Planning for Greatness: Area leaders and activists launch ambitious initiative to address opportunities and challenges that affect both communities and schools

CONTACT: Lynn Wood

Wood Communications Group

608-575-6547

[MADISON] Today, business, academic, labor, civic, education and philanthropic leaders from the Greater Madison area began a unique journey, dedicated to understanding and addressing the issues affecting modern pre-K–12 education in the context of “community” challenges and opportunities.

“Community challenges and opportunities — including those related to unemployment; increased global competition; homelessness; the rising importance of research and development; and the need for advanced skill training and education — touch our children and our schools every day,” said Dan Nerad, Superintendent of the Metropolitan Madison School District, “and it is becoming increasingly clear that schools and the communities we serve need to energize our efforts to work collaboratively, rather than assuming that either of us can manage as effectively without the other.”

A diverse group of leaders, experts, policy makers and activists have joined together as part of an innovative, multi-year initiative called Planning for Greatness. The project’s goal is to “Develop a pre-K–12 education system in the Madison area recognized nationally and internationally for excellence and achievement.” As currently envisioned, Planning for Greatness will evolve through three related phases beginning with a year-long comprehensive learning and planning effort. The first phase is dedicated to identifying pathways that would invigorate and enhance community-school interaction with the challenges and opportunities that affect all of us. The second phase of Planning for Greatness will be dedicated to expanding on public input and interaction to help identify possible go-forward strategies and will feature neighborhood listening sessions, public opinion polling and town hall meetings. And in phase three, the Planning for Greatness learning, planning and public input and access efforts will culminate in recommendations to community decisions makers in both the public and private sectors.

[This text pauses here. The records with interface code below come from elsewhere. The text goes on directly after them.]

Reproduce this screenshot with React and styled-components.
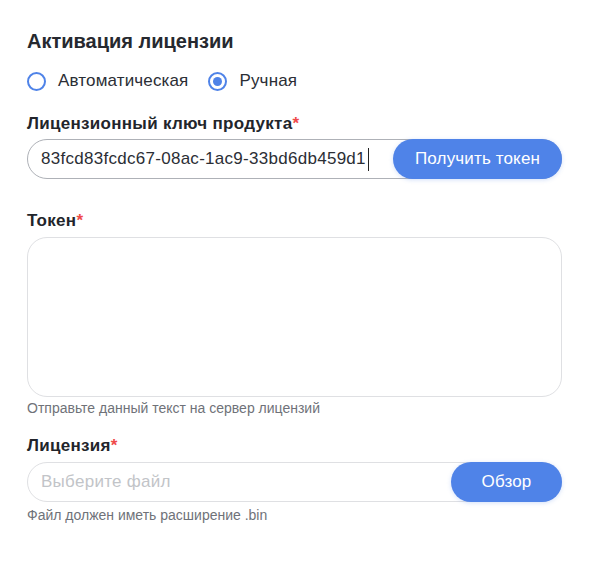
import React, { useState } from "react";
import styled, { createGlobalStyle } from "styled-components";

const GlobalStyle = createGlobalStyle`
  body {
    margin: 0;
    background: #fff;
    font-family: "Liberation Sans", Arial, sans-serif;
    color: #22252b;
  }
`;

const Form = styled.div`
  width: 535px;
  padding: 29px 0 0 27px;
  display: flex;
  flex-direction: column;
`;

const Title = styled.h2`
  margin: 0;
  font-size: 20px;
  font-weight: 700;
  line-height: 24px;
  color: #26292f;
`;

const RadioGroup = styled.div`
  display: flex;
  align-items: center;
  gap: 20px;
  margin-top: 18px;
`;

const RadioLabel = styled.label`
  display: flex;
  align-items: center;
  gap: 12px;
  font-size: 17px;
  line-height: 20px;
  letter-spacing: 0.15px;
  color: #2b2e35;
  cursor: pointer;
`;

const RadioCircle = styled.span`
  box-sizing: border-box;
  width: 19px;
  height: 19px;
  border-radius: 50%;
  border: 2px solid #4f83e8;
  display: flex;
  align-items: center;
  justify-content: center;
  &::after {
    content: "";
    width: 9px;
    height: 9px;
    border-radius: 50%;
    background: #4f83e8;
    display: ${(p) => (p.checked ? "block" : "none")};
  }
`;

const Label = styled.div`
  font-size: 17px;
  font-weight: 700;
  line-height: 20px;
  letter-spacing: 0.3px;
  margin-top: ${(p) => p.top}px;
  color: #22252b;
  span {
    color: #ef4a4a;
  }
`;

const FieldRow = styled.div`
  position: relative;
  margin-top: ${(p) => p.top}px;
  height: 40px;
`;

const TextInput = styled.div`
  box-sizing: border-box;
  height: 40px;
  width: 100%;
  border: 1px solid ${(p) => (p.active ? "#aeb1b7" : "#dfe0e3")};
  border-radius: 20px;
  padding: 0 13px;
  display: flex;
  align-items: center;
  font-size: 17px;
  letter-spacing: 0.28px;
  color: ${(p) => (p.placeholder ? "#c2c4c8" : "#2b2e35")};
`;

const Caret = styled.span`
  display: inline-block;
  width: 1px;
  height: 23px;
  background: #222;
  margin-left: 2px;
`;

const ActionButton = styled.button`
  position: absolute;
  right: 0;
  top: 0;
  height: 40px;
  width: ${(p) => p.w}px;
  border: none;
  border-radius: 20px;
  background: #4f83e8;
  color: #fff;
  font-family: inherit;
  font-size: 17px;
  letter-spacing: 0.15px;
  box-shadow: 0 1px 4px rgba(79, 131, 232, 0.25);
  cursor: pointer;
`;

const TextArea = styled.div`
  box-sizing: border-box;
  margin-top: 6px;
  height: 160px;
  border: 1px solid #dfe0e3;
  border-radius: 20px;
`;

const Hint = styled.div`
  font-size: 14px;
  line-height: 16px;
  color: #6f7279;
  margin-top: ${(p) => p.top}px;
`;

export default function App() {
  const [mode, setMode] = useState("manual");

  return (
    <>
      <GlobalStyle />
      <Form>
        <Title>Активация лицензии</Title>
        <RadioGroup>
          <RadioLabel onClick={() => setMode("auto")}>
            <RadioCircle checked={mode === "auto"} />
            Автоматическая
          </RadioLabel>
          <RadioLabel onClick={() => setMode("manual")}>
            <RadioCircle checked={mode === "manual"} />
            Ручная
          </RadioLabel>
        </RadioGroup>

        <Label top={23}>
          Лицензионный ключ продукта<span>*</span>
        </Label>
        <FieldRow top={5}>
          <TextInput active>
            83fcd83fcdc67-08ac-1ac9-33bd6db459d1
            <Caret />
          </TextInput>
          <ActionButton w={169}>Получить токен</ActionButton>
        </FieldRow>

        <Label top={32}>
          Токен<span>*</span>
        </Label>
        <TextArea />
        <Hint top={3}>Отправьте данный текст на сервер лицензий</Hint>

        <Label top={20}>
          Лицензия<span>*</span>
        </Label>
        <FieldRow top={6}>
          <TextInput placeholder="1">Выберите файл</TextInput>
          <ActionButton w={111}>Обзор</ActionButton>
        </FieldRow>
        <Hint top={5}>Файл должен иметь расширение .bin</Hint>
      </Form>
    </>
  );
}
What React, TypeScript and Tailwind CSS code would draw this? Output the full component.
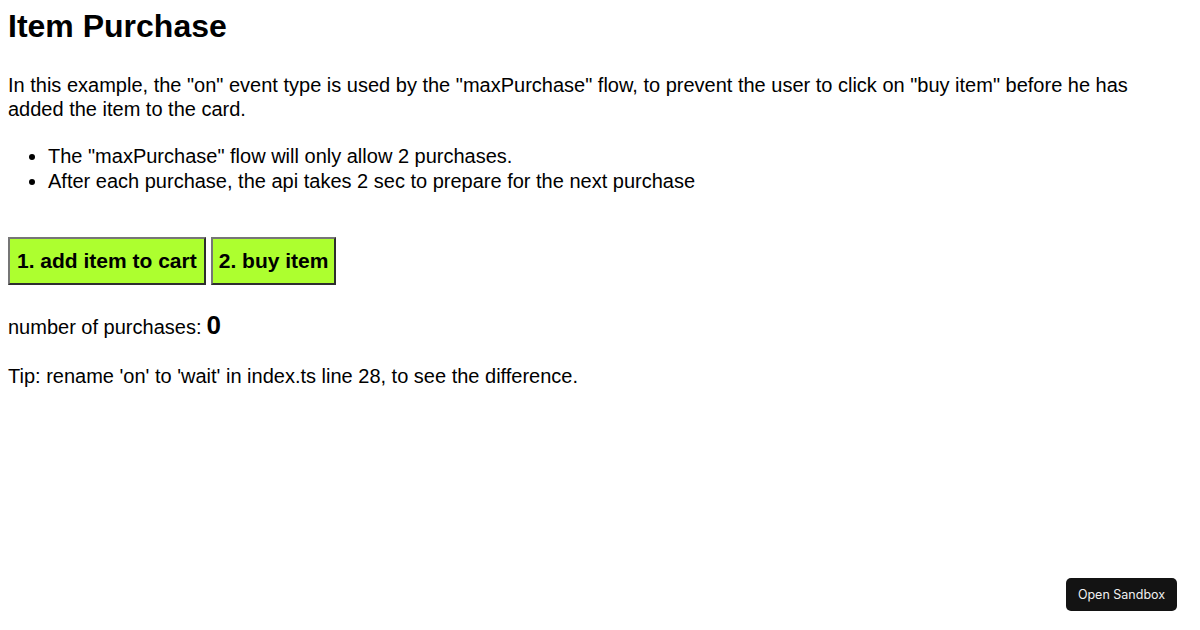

The still-growing Planning for Greatness working group [attachment] consists of well-known Madison community leaders, including civic and business leaders; nonprofit directors and foundation board members; strategic communications and economic development advisers; media representatives and commentators; and higher-education leaders who are dedicated to charting a path both schools and communities can follow to greatness.

Planning for Greatness working group members will begin the initiative with a series of informational learning sessions between now and the end of the year that will focus on an exchange of information and opinion among educators, business and civic leaders, academic experts and stakeholders. These sessions will enable the group to identify topic areas that warrant further study and discussion. Based on the topic areas, the working group will break into smaller task forces to work independently in each of those specific areas. Each task force will reach out to the Greater Madison area to engage experts and obtain citizen input on their topic. The individual task forces will report back to the working group in mid-to-late summer of 2012, at which point the working group will start developing a preliminary action plan based on the recommendations.

“The Planning for Greatness process will be open and we hope that the community will learn with us as we learn about what we, as a community, can do to ensure a brighter future for our young people. In doing so, I believe we can build stronger, even more vibrant communities for the future,” said Gregory Markle, Executive Director of Operation Fresh Start.

Planning for Greatness grew out of nearly 18 months of research and conversation among community leaders, educators and activists that initially focused on attempts to understand how contemporary economic and social trends were affecting Madison area schools. It evolved into a realization that the challenges and opportunities affecting education in the region were, for the most part, manifestations of challenges and opportunities facing the whole area.

Initial funding for Planning for Greatness comes from Dean Health Plan, Madison Gas & Electric, Wood Communications Group, CUNA Mutual Group Foundation and Steve Brown Apartments.